Work required: What follows is a listing to be transcribed exactly.

Raw data:
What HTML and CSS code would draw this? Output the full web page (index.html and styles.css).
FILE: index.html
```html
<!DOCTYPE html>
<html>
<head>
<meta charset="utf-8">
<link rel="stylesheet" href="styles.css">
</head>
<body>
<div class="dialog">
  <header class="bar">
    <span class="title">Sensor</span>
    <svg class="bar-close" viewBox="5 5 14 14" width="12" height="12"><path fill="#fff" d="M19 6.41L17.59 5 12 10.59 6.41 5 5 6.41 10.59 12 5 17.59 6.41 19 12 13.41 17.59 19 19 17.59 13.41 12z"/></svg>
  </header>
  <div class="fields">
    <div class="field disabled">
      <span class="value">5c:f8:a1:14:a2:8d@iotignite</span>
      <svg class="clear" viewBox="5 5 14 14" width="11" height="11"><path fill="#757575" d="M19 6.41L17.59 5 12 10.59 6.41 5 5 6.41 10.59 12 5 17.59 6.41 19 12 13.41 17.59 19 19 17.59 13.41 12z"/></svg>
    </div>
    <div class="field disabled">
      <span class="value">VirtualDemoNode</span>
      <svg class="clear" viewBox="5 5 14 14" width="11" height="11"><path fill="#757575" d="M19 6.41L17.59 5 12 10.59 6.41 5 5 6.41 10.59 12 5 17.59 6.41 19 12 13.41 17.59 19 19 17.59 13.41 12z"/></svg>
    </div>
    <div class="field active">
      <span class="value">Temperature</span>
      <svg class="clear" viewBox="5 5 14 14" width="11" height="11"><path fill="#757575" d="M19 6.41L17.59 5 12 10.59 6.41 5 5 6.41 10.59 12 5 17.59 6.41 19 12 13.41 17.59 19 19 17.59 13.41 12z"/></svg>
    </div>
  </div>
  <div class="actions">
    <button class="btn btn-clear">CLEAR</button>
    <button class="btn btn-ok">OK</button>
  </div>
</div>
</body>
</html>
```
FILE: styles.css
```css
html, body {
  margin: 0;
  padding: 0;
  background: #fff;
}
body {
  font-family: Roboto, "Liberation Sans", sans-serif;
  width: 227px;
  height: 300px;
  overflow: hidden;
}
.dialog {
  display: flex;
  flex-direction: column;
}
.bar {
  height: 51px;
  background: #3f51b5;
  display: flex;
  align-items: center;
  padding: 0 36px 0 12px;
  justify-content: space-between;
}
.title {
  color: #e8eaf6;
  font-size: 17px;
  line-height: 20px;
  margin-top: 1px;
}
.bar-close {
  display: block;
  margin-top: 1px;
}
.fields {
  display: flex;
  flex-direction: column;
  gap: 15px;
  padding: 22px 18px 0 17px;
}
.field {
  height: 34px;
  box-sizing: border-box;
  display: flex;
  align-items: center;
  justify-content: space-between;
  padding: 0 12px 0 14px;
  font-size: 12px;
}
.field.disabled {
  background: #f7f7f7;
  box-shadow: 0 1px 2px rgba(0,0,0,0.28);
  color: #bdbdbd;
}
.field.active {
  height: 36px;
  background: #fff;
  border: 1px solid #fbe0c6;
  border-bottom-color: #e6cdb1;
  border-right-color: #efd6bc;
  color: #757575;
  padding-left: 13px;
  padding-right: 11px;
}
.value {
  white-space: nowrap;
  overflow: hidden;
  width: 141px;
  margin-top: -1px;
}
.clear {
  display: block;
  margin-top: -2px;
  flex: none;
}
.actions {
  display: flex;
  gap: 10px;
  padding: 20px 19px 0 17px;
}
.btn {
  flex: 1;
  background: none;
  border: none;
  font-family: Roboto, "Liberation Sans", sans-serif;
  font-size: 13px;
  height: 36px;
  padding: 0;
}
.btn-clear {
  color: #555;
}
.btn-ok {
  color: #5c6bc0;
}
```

Output below:
What HTML and CSS code would draw this? Output the full web page (index.html and styles.css).
FILE: index.html
```html
<!DOCTYPE html>
<html>
<head>
<meta charset="utf-8">
<link rel="stylesheet" href="styles.css">
</head>
<body>
<div class="dialog">
  <header class="bar">
    <span class="title">Sensor</span>
    <svg class="bar-close" viewBox="5 5 14 14" width="12" height="12"><path fill="#fff" d="M19 6.41L17.59 5 12 10.59 6.41 5 5 6.41 10.59 12 5 17.59 6.41 19 12 13.41 17.59 19 19 17.59 13.41 12z"/></svg>
  </header>
  <div class="fields">
    <div class="field disabled">
      <span class="value">5c:f8:a1:14:a2:8d@iotignite</span>
      <svg class="clear" viewBox="5 5 14 14" width="11" height="11"><path fill="#757575" d="M19 6.41L17.59 5 12 10.59 6.41 5 5 6.41 10.59 12 5 17.59 6.41 19 12 13.41 17.59 19 19 17.59 13.41 12z"/></svg>
    </div>
    <div class="field disabled">
      <span class="value">VirtualDemoNode</span>
      <svg class="clear" viewBox="5 5 14 14" width="11" height="11"><path fill="#757575" d="M19 6.41L17.59 5 12 10.59 6.41 5 5 6.41 10.59 12 5 17.59 6.41 19 12 13.41 17.59 19 19 17.59 13.41 12z"/></svg>
    </div>
    <div class="field active">
      <span class="value">Temperature</span>
      <svg class="clear" viewBox="5 5 14 14" width="11" height="11"><path fill="#757575" d="M19 6.41L17.59 5 12 10.59 6.41 5 5 6.41 10.59 12 5 17.59 6.41 19 12 13.41 17.59 19 19 17.59 13.41 12z"/></svg>
    </div>
  </div>
  <div class="actions">
    <button class="btn btn-clear">CLEAR</button>
    <button class="btn btn-ok">OK</button>
  </div>
</div>
</body>
</html>
```
FILE: styles.css
```css
html, body {
  margin: 0;
  padding: 0;
  background: #fff;
}
body {
  font-family: Roboto, "Liberation Sans", sans-serif;
  width: 227px;
  height: 300px;
  overflow: hidden;
}
.dialog {
  display: flex;
  flex-direction: column;
}
.bar {
  height: 51px;
  background: #3f51b5;
  display: flex;
  align-items: center;
  padding: 0 36px 0 12px;
  justify-content: space-between;
}
.title {
  color: #e8eaf6;
  font-size: 17px;
  line-height: 20px;
  margin-top: 1px;
}
.bar-close {
  display: block;
  margin-top: 1px;
}
.fields {
  display: flex;
  flex-direction: column;
  gap: 15px;
  padding: 22px 18px 0 17px;
}
.field {
  height: 34px;
  box-sizing: border-box;
  display: flex;
  align-items: center;
  justify-content: space-between;
  padding: 0 12px 0 14px;
  font-size: 12px;
}
.field.disabled {
  background: #f7f7f7;
  box-shadow: 0 1px 2px rgba(0,0,0,0.28);
  color: #bdbdbd;
}
.field.active {
  height: 36px;
  background: #fff;
  border: 1px solid #fbe0c6;
  border-bottom-color: #e6cdb1;
  border-right-color: #efd6bc;
  color: #757575;
  padding-left: 13px;
  padding-right: 11px;
}
.value {
  white-space: nowrap;
  overflow: hidden;
  width: 141px;
  margin-top: -1px;
}
.clear {
  display: block;
  margin-top: -2px;
  flex: none;
}
.actions {
  display: flex;
  gap: 10px;
  padding: 20px 19px 0 17px;
}
.btn {
  flex: 1;
  background: none;
  border: none;
  font-family: Roboto, "Liberation Sans", sans-serif;
  font-size: 13px;
  height: 36px;
  padding: 0;
}
.btn-clear {
  color: #555;
}
.btn-ok {
  color: #5c6bc0;
}
```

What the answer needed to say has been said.